Far above, in corridors Grudge could not consciously know, the Chaos spawn moved again. It dragged burned limbs through metal, leaked black fluid into old grates, and carried the smell of steam, prayer cloth, false mouths, and predator hunger through the underhive's wounded systems. That scent did not travel through air alone. It moved through impact, residue, old contact, and the deep animal grammar by which a den remembers the thing that came too near.

The Cradle tried to keep the vault quiet.

Pumps softened. Restraints adjusted. Sedative warmth moved through the fluid in careful waves. The surgical arms folded closer but did not touch. Somewhere beneath Grudge's sternum, bone finished knitting around a heart that beat once, paused, then beat again hard enough to send ripples across the tank. The red light under the floor brightened with each impact.

A counter changed on a small recessed display no one stood near enough to read.
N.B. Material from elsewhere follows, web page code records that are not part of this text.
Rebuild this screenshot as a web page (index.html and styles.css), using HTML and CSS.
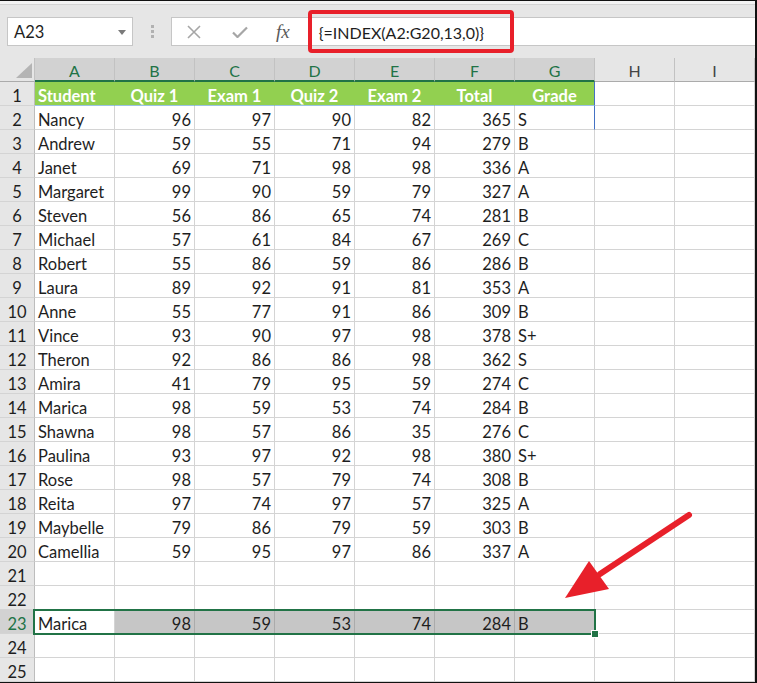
FILE: index.html
```html
<!DOCTYPE html>
<html lang="en">
<head>
  <meta charset="UTF-8">
  <meta name="viewport" content="width=device-width, initial-scale=1.0">
  <title>INDEX array formula</title>
  <link rel="stylesheet" href="styles.css">
</head>
<body>
<div class="window">

  <!-- Name box + formula bar -->
  <div class="toolbar">
    <div class="topstrip"></div>
    <div class="formula-row">
      <div class="namebox"><span>A23</span><span class="caret"></span></div>
      <div class="grip"><i></i><i></i><i></i></div>
      <div class="formula-bar">
        <svg class="icon-cancel" width="14" height="14" viewBox="0 0 14 14"><path d="M1 1L13 13M13 1L1 13" stroke="#a6a6a6" stroke-width="1.6" fill="none"/></svg>
        <svg class="icon-enter" width="16" height="12" viewBox="0 0 16 12"><path d="M1 6.5L5.5 11L15 1.5" stroke="#a6a6a6" stroke-width="2.2" fill="none"/></svg>
        <span class="fx">fx</span>
        <span class="formula">{=INDEX(A2:G20,13,0)}</span>
      </div>
    </div>
  </div>

  <!-- Grid -->
  <div class="sheet">
    <div class="row colheads">
      <div class="corner"><svg width="18" height="16" viewBox="0 0 18 16"><polygon points="17,0 17,15 1,15" fill="#b4b4b4"/></svg></div>
      <div class="ch on">A</div><div class="ch on">B</div><div class="ch on">C</div><div class="ch on">D</div>
      <div class="ch on">E</div><div class="ch on">F</div><div class="ch on">G</div><div class="ch">H</div><div class="ch">I</div>
    </div>

    <div class="row top">
      <div class="rh">1</div>
      <div class="c">Student</div><div class="c m">Quiz 1</div><div class="c m">Exam 1</div><div class="c m">Quiz 2</div>
      <div class="c m">Exam 2</div><div class="c m">Total</div><div class="c m edge">Grade</div><div class="c"></div><div class="c"></div>
    </div>
    <div class="row">
      <div class="rh">2</div><div class="c">Nancy</div><div class="c n">96</div><div class="c n">97</div><div class="c n">90</div><div class="c n">82</div><div class="c n">365</div><div class="c edge">S</div><div class="c"></div><div class="c"></div>
    </div>
    <div class="row">
      <div class="rh">3</div><div class="c">Andrew</div><div class="c n">59</div><div class="c n">55</div><div class="c n">71</div><div class="c n">94</div><div class="c n">279</div><div class="c">B</div><div class="c"></div><div class="c"></div>
    </div>
    <div class="row">
      <div class="rh">4</div><div class="c">Janet</div><div class="c n">69</div><div class="c n">71</div><div class="c n">98</div><div class="c n">98</div><div class="c n">336</div><div class="c">A</div><div class="c"></div><div class="c"></div>
    </div>
    <div class="row">
      <div class="rh">5</div><div class="c">Margaret</div><div class="c n">99</div><div class="c n">90</div><div class="c n">59</div><div class="c n">79</div><div class="c n">327</div><div class="c">A</div><div class="c"></div><div class="c"></div>
    </div>
    <div class="row">
      <div class="rh">6</div><div class="c">Steven</div><div class="c n">56</div><div class="c n">86</div><div class="c n">65</div><div class="c n">74</div><div class="c n">281</div><div class="c">B</div><div class="c"></div><div class="c"></div>
    </div>
    <div class="row">
      <div class="rh">7</div><div class="c">Michael</div><div class="c n">57</div><div class="c n">61</div><div class="c n">84</div><div class="c n">67</div><div class="c n">269</div><div class="c">C</div><div class="c"></div><div class="c"></div>
    </div>
    <div class="row">
      <div class="rh">8</div><div class="c">Robert</div><div class="c n">55</div><div class="c n">86</div><div class="c n">59</div><div class="c n">86</div><div class="c n">286</div><div class="c">B</div><div class="c"></div><div class="c"></div>
    </div>
    <div class="row">
      <div class="rh">9</div><div class="c">Laura</div><div class="c n">89</div><div class="c n">92</div><div class="c n">91</div><div class="c n">81</div><div class="c n">353</div><div class="c">A</div><div class="c"></div><div class="c"></div>
    </div>
    <div class="row">
      <div class="rh">10</div><div class="c">Anne</div><div class="c n">55</div><div class="c n">77</div><div class="c n">91</div><div class="c n">86</div><div class="c n">309</div><div class="c">B</div><div class="c"></div><div class="c"></div>
    </div>
    <div class="row">
      <div class="rh">11</div><div class="c">Vince</div><div class="c n">93</div><div class="c n">90</div><div class="c n">97</div><div class="c n">98</div><div class="c n">378</div><div class="c">S+</div><div class="c"></div><div class="c"></div>
    </div>
    <div class="row">
      <div class="rh">12</div><div class="c">Theron</div><div class="c n">92</div><div class="c n">86</div><div class="c n">86</div><div class="c n">98</div><div class="c n">362</div><div class="c">S</div><div class="c"></div><div class="c"></div>
    </div>
    <div class="row">
      <div class="rh">13</div><div class="c">Amira</div><div class="c n">41</div><div class="c n">79</div><div class="c n">95</div><div class="c n">59</div><div class="c n">274</div><div class="c">C</div><div class="c"></div><div class="c"></div>
    </div>
    <div class="row">
      <div class="rh">14</div><div class="c">Marica</div><div class="c n">98</div><div class="c n">59</div><div class="c n">53</div><div class="c n">74</div><div class="c n">284</div><div class="c">B</div><div class="c"></div><div class="c"></div>
    </div>
    <div class="row">
      <div class="rh">15</div><div class="c">Shawna</div><div class="c n">98</div><div class="c n">57</div><div class="c n">86</div><div class="c n">35</div><div class="c n">276</div><div class="c">C</div><div class="c"></div><div class="c"></div>
    </div>
    <div class="row">
      <div class="rh">16</div><div class="c">Paulina</div><div class="c n">93</div><div class="c n">97</div><div class="c n">92</div><div class="c n">98</div><div class="c n">380</div><div class="c">S+</div><div class="c"></div><div class="c"></div>
    </div>
    <div class="row">
      <div class="rh">17</div><div class="c">Rose</div><div class="c n">98</div><div class="c n">57</div><div class="c n">79</div><div class="c n">74</div><div class="c n">308</div><div class="c">B</div><div class="c"></div><div class="c"></div>
    </div>
    <div class="row">
      <div class="rh">18</div><div class="c">Reita</div><div class="c n">97</div><div class="c n">74</div><div class="c n">97</div><div class="c n">57</div><div class="c n">325</div><div class="c">A</div><div class="c"></div><div class="c"></div>
    </div>
    <div class="row">
      <div class="rh">19</div><div class="c">Maybelle</div><div class="c n">79</div><div class="c n">86</div><div class="c n">79</div><div class="c n">59</div><div class="c n">303</div><div class="c">B</div><div class="c"></div><div class="c"></div>
    </div>
    <div class="row">
      <div class="rh">20</div><div class="c">Camellia</div><div class="c n">59</div><div class="c n">95</div><div class="c n">97</div><div class="c n">86</div><div class="c n">337</div><div class="c">A</div><div class="c"></div><div class="c"></div>
    </div>
    <div class="row">
      <div class="rh">21</div><div class="c"></div><div class="c"></div><div class="c"></div><div class="c"></div><div class="c"></div><div class="c"></div><div class="c"></div><div class="c"></div><div class="c"></div>
    </div>
    <div class="row">
      <div class="rh">22</div><div class="c"></div><div class="c"></div><div class="c"></div><div class="c"></div><div class="c"></div><div class="c"></div><div class="c"></div><div class="c"></div><div class="c"></div>
    </div>
    <div class="row sel">
      <div class="rh">23</div><div class="c active">Marica</div><div class="c n">98</div><div class="c n">59</div><div class="c n">53</div><div class="c n">74</div><div class="c n">284</div><div class="c">B</div><div class="c out"></div><div class="c out"></div>
    </div>
    <div class="row">
      <div class="rh">24</div><div class="c"></div><div class="c"></div><div class="c"></div><div class="c"></div><div class="c"></div><div class="c"></div><div class="c"></div><div class="c"></div><div class="c"></div>
    </div>
    <div class="row">
      <div class="rh">25</div><div class="c"></div><div class="c"></div><div class="c"></div><div class="c"></div><div class="c"></div><div class="c"></div><div class="c"></div><div class="c"></div><div class="c"></div>
    </div>
  </div>

  <!-- overlays -->
  <div class="selection"><span class="handle"></span></div>
  <div class="callout"></div>
  <svg class="arrow" width="755" height="682" viewBox="0 0 755 682">
    <line x1="600" y1="573" x2="689" y2="514" stroke="#e8202a" stroke-width="6" stroke-linecap="round"/>
    <polygon points="565,597 589,560 609,588" fill="#e8202a"/>
  </svg>
</div>
</body>
</html>
```

FILE: styles.css
```css
body {
  margin: 0;
  font-family: Lato, "Liberation Sans", sans-serif;
  font-size: 16.5px;
  color: #1e1e1e;
}
.window {
  position: relative;
  width: 757px;
  height: 683px;
  box-sizing: border-box;
  border-top: 1px solid #111;
  border-right: 2px solid #111;
  border-bottom: 1px solid #111;
  background: #fff;
  overflow: hidden;
}

/* toolbar */
.toolbar {
  height: 57px;
  background: #e6e6e6;
}
.topstrip {
  height: 3px;
  background: #f3f3f3;
  border-bottom: 1px solid #d4d4d4;
}
.formula-row {
  display: flex;
  align-items: flex-start;
  padding: 12px 0 0 7px;
}
.namebox {
  display: flex;
  align-items: center;
  width: 126px;
  height: 29px;
  box-sizing: border-box;
  padding: 1px 6px 0;
  background: #fff;
  border: 1px solid #c6c6c6;
}
.caret {
  margin-left: auto;
  border-top: 5px solid #7a7a7a;
  border-left: 4px solid transparent;
  border-right: 4px solid transparent;
}
.grip {
  display: flex;
  flex-direction: column;
  gap: 2px;
  margin: 8px 0 0 18px;
}
.grip i {
  display: block;
  width: 3px;
  height: 3px;
  background: #b1b1b1;
}
.formula-bar {
  flex: 1;
  display: flex;
  align-items: center;
  height: 29px;
  box-sizing: border-box;
  margin-left: 17px;
  background: #fff;
  border: 1px solid #c6c6c6;
  border-right: none;
}
.icon-cancel {
  margin-left: 15px;
}
.icon-enter {
  margin-left: 31px;
}
.fx {
  margin-left: 28px;
  font-family: "Liberation Serif", serif;
  font-style: italic;
  font-size: 19px;
  color: #5a5a5a;
}
.formula {
  margin-left: 29px;
  padding-top: 1px;
  font-size: 16px;
  color: #1e1e1e;
}

/* sheet */
.row {
  display: grid;
  grid-template-columns: 35px repeat(9, 80px);
  height: 24px;
}
.row > div {
  box-sizing: border-box;
  border-right: 1px solid #d4d4d4;
  border-bottom: 1px solid #d4d4d4;
  line-height: 28px;
  white-space: nowrap;
  overflow: hidden;
}
.rh {
  background: #e6e6e6;
  text-align: center;
  border-right-color: #bdbdbd !important;
}
.c {
  padding: 0 3px;
}
.n {
  text-align: right;
}
.m {
  text-align: center;
}
.colheads > div {
  background: #e6e6e6;
  border-right-color: #c2c2c2;
  border-bottom-color: #ababab;
  text-align: center;
  font-size: 16px;
  line-height: 25px;
  color: #444;
}
.colheads .corner {
  display: flex;
  align-items: flex-end;
  justify-content: flex-end;
  padding: 0 1px 2px 0;
}
.colheads .corner svg {
  display: block;
}
.colheads .on {
  background: #d2d2d2;
  color: #217346;
  border-bottom: 2px solid #217346;
}
.top .c {
  background: #92d050;
  border-right-color: #92d050;
  border-bottom-color: #9bc2e6;
  color: #fff;
  font-weight: bold;
}
.top .c:nth-child(n+9) {
  background: #fff;
  border-right-color: #d4d4d4;
  border-bottom-color: #d4d4d4;
}
.row > .edge {
  border-right-color: #4472c4;
}
.sel .c {
  background: #c6c6c6;
  border-right-color: #ababab;
}
.sel .active,
.sel .out {
  background: #fff;
  border-right-color: #d4d4d4;
}
.sel .rh {
  background: #d2d2d2;
  color: #217346;
}

/* overlays */
.selection {
  position: absolute;
  left: 33px;
  top: 608px;
  width: 563px;
  height: 26px;
  box-sizing: border-box;
  border: 2px solid #217346;
}
.handle {
  position: absolute;
  right: -5px;
  bottom: -5px;
  width: 6px;
  height: 6px;
  background: #217346;
  border: 1px solid #fff;
}
.callout {
  position: absolute;
  left: 308px;
  top: 9px;
  width: 206px;
  height: 43px;
  box-sizing: border-box;
  border: 4px solid #e8202a;
  border-radius: 4px;
}
.arrow {
  position: absolute;
  left: 0;
  top: 0;
  pointer-events: none;
}
```
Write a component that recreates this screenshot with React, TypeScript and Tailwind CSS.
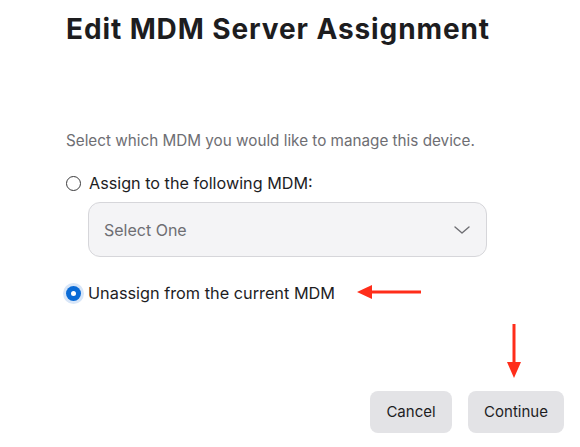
import React from "react";

export default function App() {
  return (
    <div
      className="relative w-[580px] h-[447px] bg-white overflow-hidden"
      style={{ fontFamily: "Inter, 'Noto Sans', sans-serif" }}
    >
      <div className="pl-[66px] pt-[12px] flex flex-col">
        <h1 className="text-[28px] leading-[34px] font-bold text-[#1d1d1f] tracking-[0.9px]">
          Edit MDM Server Assignment
        </h1>
        <p className="mt-[83px] text-[15.25px] leading-[24px] text-[#6e6e73]">
          Select which MDM you would like to manage this device.
        </p>
        <label className="mt-[18px] flex items-center gap-[8px] h-[24px]">
          <span className="w-[15px] h-[15px] rounded-full border border-[#3a3a3c] bg-white shrink-0" />
          <span className="text-[16.2px] leading-[24px] text-[#1d1d1f]">
            Assign to the following MDM:
          </span>
        </label>
        <div className="ml-[22px] mt-[7px] w-[399px] h-[55px] rounded-[12px] border border-[#d6d6da] bg-[#f4f4f6] flex items-center justify-between pl-[15px] pr-[16px]">
          <span className="text-[16px] text-[#6e6e73]">Select One</span>
          <svg width="16" height="8" viewBox="0 0 16 8" fill="none">
            <path d="M1 1 L8 7 L15 1" stroke="#6e6e73" strokeWidth="1.4" strokeLinecap="round" strokeLinejoin="round" />
          </svg>
        </div>
        <label className="mt-[24px] flex items-center gap-[4px] h-[24px] -ml-[3px]">
          <span className="w-[21px] h-[21px] rounded-full bg-[#d8e6f8] flex items-center justify-center shrink-0">
            <span className="w-[15px] h-[15px] rounded-full bg-[#0a6bd6] flex items-center justify-center">
              <span className="w-[5px] h-[5px] rounded-full bg-white" />
            </span>
          </span>
          <span className="text-[16.3px] leading-[24px] text-[#1d1d1f]">
            Unassign from the current MDM
          </span>
        </label>
      </div>

      <div className="absolute left-[370px] top-[391px] flex gap-[16px]">
        <button className="w-[82px] h-[42px] rounded-[8px] bg-[#e3e3e6] text-[15px] text-[#1d1d1f]">
          Cancel
        </button>
        <button className="w-[96px] h-[42px] rounded-[8px] bg-[#e3e3e6] text-[15px] text-[#1d1d1f]">
          Continue
        </button>
      </div>

      <svg className="absolute left-[355px] top-[282px]" width="70" height="20" viewBox="0 0 70 20">
        <line x1="14" y1="10" x2="66" y2="10" stroke="#ff2d1a" strokeWidth="3" />
        <polygon points="2,10 17,3 17,17" fill="#ff2d1a" />
      </svg>
      <svg className="absolute left-[504px] top-[322px]" width="20" height="58" viewBox="0 0 20 58">
        <line x1="10" y1="2" x2="10" y2="42" stroke="#ff2d1a" strokeWidth="3" />
        <polygon points="10,56 3,40 17,40" fill="#ff2d1a" />
      </svg>
    </div>
  );
}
RESTORATION INTEGRITY: 99%

The number held.

Grudge's claws scraped against the inner restraint lattice.

Slowly.

Once.

The sound was small for the size of him, a dry metallic tick swallowed by fluid and sealed glass. It should not have mattered. It should not have carried beyond the tank. But every machine in the chamber noticed. The red pulses in the walls shifted out of rhythm. A cable above the tank tightened. The restraint lattice reinforced itself with three additional bands across his shoulders and throat.

The scent came again.

Wall-meat. Steam. Black fluid. Prayer cloth. Predator.

Near den.

Near marked blood.

Near what was not his, but had been touched by the one who was.

Grudge did not wake.

Not yet.

The membrane over his closed eye twitched.

The restoration counter remained at ninety-nine percent, and somewhere beneath all that repaired muscle and sealed armor, old grief opened its teeth around fresh rage.